### PROVIDED MATERIAL:
★ ★ ★ ★

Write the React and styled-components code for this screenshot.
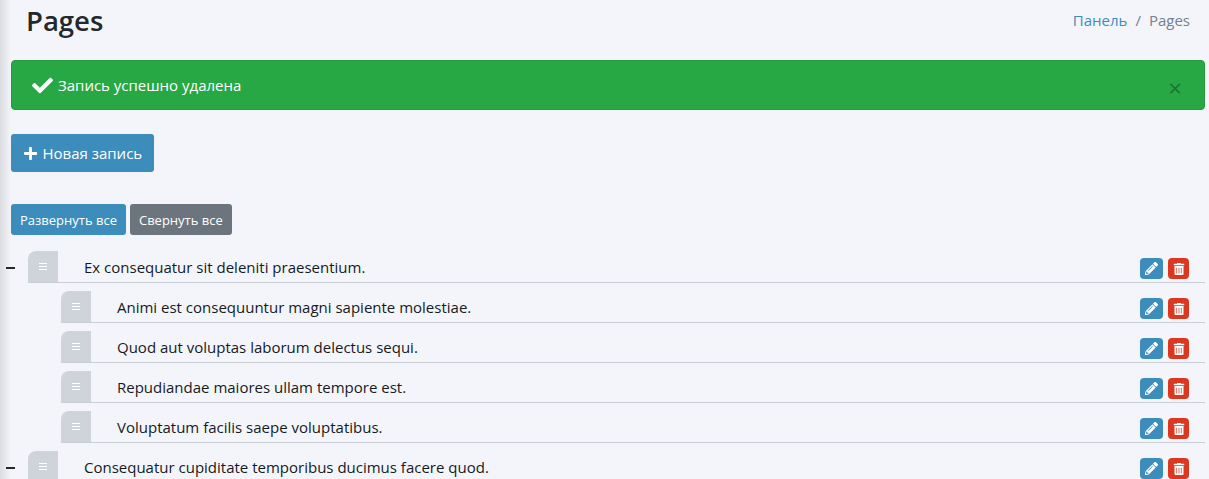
import React from 'react';
import styled, { createGlobalStyle } from 'styled-components';
import { FaCheck, FaPlus, FaPencilAlt, FaTrashAlt } from 'react-icons/fa';

const GlobalStyle = createGlobalStyle`
    html, body {
        margin: 0;
        height: 100%;
        overflow: hidden;
    }
    body {
        background: #f4f5fa;
        color: #23282c;
        font-family: 'Open Sans', 'Noto Sans', sans-serif;
        font-size: 15px;
    }
`;

const Main = styled.div`
    position: relative;
    height: 479px;
    padding: 0 4px 0 11px;
    box-sizing: border-box;
    overflow: hidden;
    &::before {
        content: '';
        position: absolute;
        left: 0;
        top: 0;
        bottom: 0;
        width: 11px;
        background: linear-gradient(to right, #dcdde1, #f4f5fa);
    }
`;

const Header = styled.div`
    position: relative;
    display: flex;
    justify-content: space-between;
    align-items: center;
    height: 41px;
    padding: 0 15px;
    margin-bottom: 19px;
`;

const Title = styled.h1`
    margin: 0;
    font-size: 27.5px;
    font-weight: 600;
    color: #23282c;
`;

const Breadcrumb = styled.div`
    display: flex;
    gap: 8px;
    margin-bottom: 2px;
    color: #73818f;
    font-size: 15px;
    a {
        color: #3c8dbc;
        text-decoration: none;
    }
`;

const Alert = styled.div`
    position: relative;
    display: flex;
    align-items: center;
    gap: 5px;
    height: 50px;
    box-sizing: border-box;
    padding: 0 20px;
    background: #28a745;
    border: 1px solid #239a3e;
    border-radius: 4px;
    color: #fff;
    font-size: 15px;
    svg {
        font-size: 21px;
    }
`;

const Close = styled.span`
    position: absolute;
    right: 22px;
    top: 12px;
    font-size: 24px;
    line-height: 30px;
    color: #000;
    opacity: 0.3;
`;

const Button = styled.button`
    display: inline-flex;
    align-items: center;
    gap: ${(p) => (p.$big ? '5px' : '0')};
    height: ${(p) => (p.$big ? '38px' : '31px')};
    padding: 0 ${(p) => (p.$big ? '11.5px' : '9px')};
    background: ${(p) => (p.$grey ? '#6c757d' : '#3c8dbc')};
    border: none;
    border-radius: 3px;
    color: #fff;
    font-family: inherit;
    font-size: ${(p) => (p.$big ? '15px' : '13px')};
    svg {
        font-size: 15px;
    }
`;

const NewRow = styled.div`
    margin-top: 24px;
`;

const ToggleRow = styled.div`
    display: flex;
    gap: 4px;
    margin-top: 32px;
    margin-bottom: 16px;
`;

const Row = styled.div`
    position: relative;
    display: flex;
    align-items: center;
    box-sizing: border-box;
    height: 32px;
    margin-bottom: 8px;
    margin-left: ${(p) => (p.$child ? '50px' : '17px')};
    border-bottom: 1px solid #c8ced3;
`;

const Minus = styled.span`
    position: absolute;
    left: -22px;
    top: 16px;
    width: 9px;
    height: 2px;
    background: #23282c;
`;

const Handle = styled.div`
    flex: none;
    display: flex;
    align-items: center;
    justify-content: center;
    width: 30px;
    height: 31px;
    background: #cfd4da;
    border-top-left-radius: 8px;
`;

const Bars = styled.span`
    display: block;
    box-sizing: border-box;
    width: 8px;
    height: 7px;
    border-top: 1px solid #fff;
    border-bottom: 1px solid #fff;
    background: linear-gradient(#fff, #fff) center / 100% 1px no-repeat;
`;

const Label = styled.div`
    flex: 1;
    margin-left: 26px;
    font-size: 15px;
    color: #151b1e;
    white-space: nowrap;
`;

const Actions = styled.div`
    display: flex;
    gap: 5px;
    margin-right: 16px;
    margin-bottom: -4px;
`;

const IconButton = styled.span`
    display: flex;
    align-items: center;
    justify-content: center;
    width: ${(p) => (p.$danger ? '21px' : '23px')};
    height: 21px;
    border-radius: 4px;
    background: ${(p) => (p.$danger ? '#db3821' : '#3c8dbc')};
    color: #fff;
    svg {
        font-size: ${(p) => (p.$danger ? '12px' : '13px')};
    }
`;

const rows = [
    { title: 'Ex consequatur sit deleniti praesentium.' },
    { title: 'Animi est consequuntur magni sapiente molestiae.', child: true },
    { title: 'Quod aut voluptas laborum delectus sequi.', child: true },
    { title: 'Repudiandae maiores ullam tempore est.', child: true },
    { title: 'Voluptatum facilis saepe voluptatibus.', child: true },
    { title: 'Consequatur cupiditate temporibus ducimus facere quod.' },
];

export default function App() {
    return (
        <>
            <GlobalStyle />
            <Main>
                <Header>
                    <Title>Pages</Title>
                    <Breadcrumb>
                        <a href="#panel">Панель</a>
                        <span>/</span>
                        <span>Pages</span>
                    </Breadcrumb>
                </Header>
                <Alert>
                    <FaCheck />
                    Запись успешно удалена
                    <Close>×</Close>
                </Alert>
                <NewRow>
                    <Button $big>
                        <FaPlus />
                        Новая запись
                    </Button>
                </NewRow>
                <ToggleRow>
                    <Button>Развернуть все</Button>
                    <Button $grey>Свернуть все</Button>
                </ToggleRow>
                {rows.map((row, index) => (
                    <Row $child={row.child} key={index}>
                        {!row.child && <Minus />}
                        <Handle>
                            <Bars />
                        </Handle>
                        <Label>{row.title}</Label>
                        <Actions>
                            <IconButton>
                                <FaPencilAlt />
                            </IconButton>
                            <IconButton $danger>
                                <FaTrashAlt />
                            </IconButton>
                        </Actions>
                    </Row>
                ))}
            </Main>
        </>
    );
}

★ ★ ★ ★

### PROBLEM DETAILS:
Everything from the top line of the data down to and including the line with "FaPlus, FaPencilAlt, FaTrashAlt" is to be copied, except the pictures.

### WRITTEN REPLY:
Write the React and styled-components code for this screenshot.
import React from 'react';
import styled, { createGlobalStyle } from 'styled-components';
import { FaCheck, FaPlus, FaPencilAlt, FaTrashAlt } from 'react-icons/fa';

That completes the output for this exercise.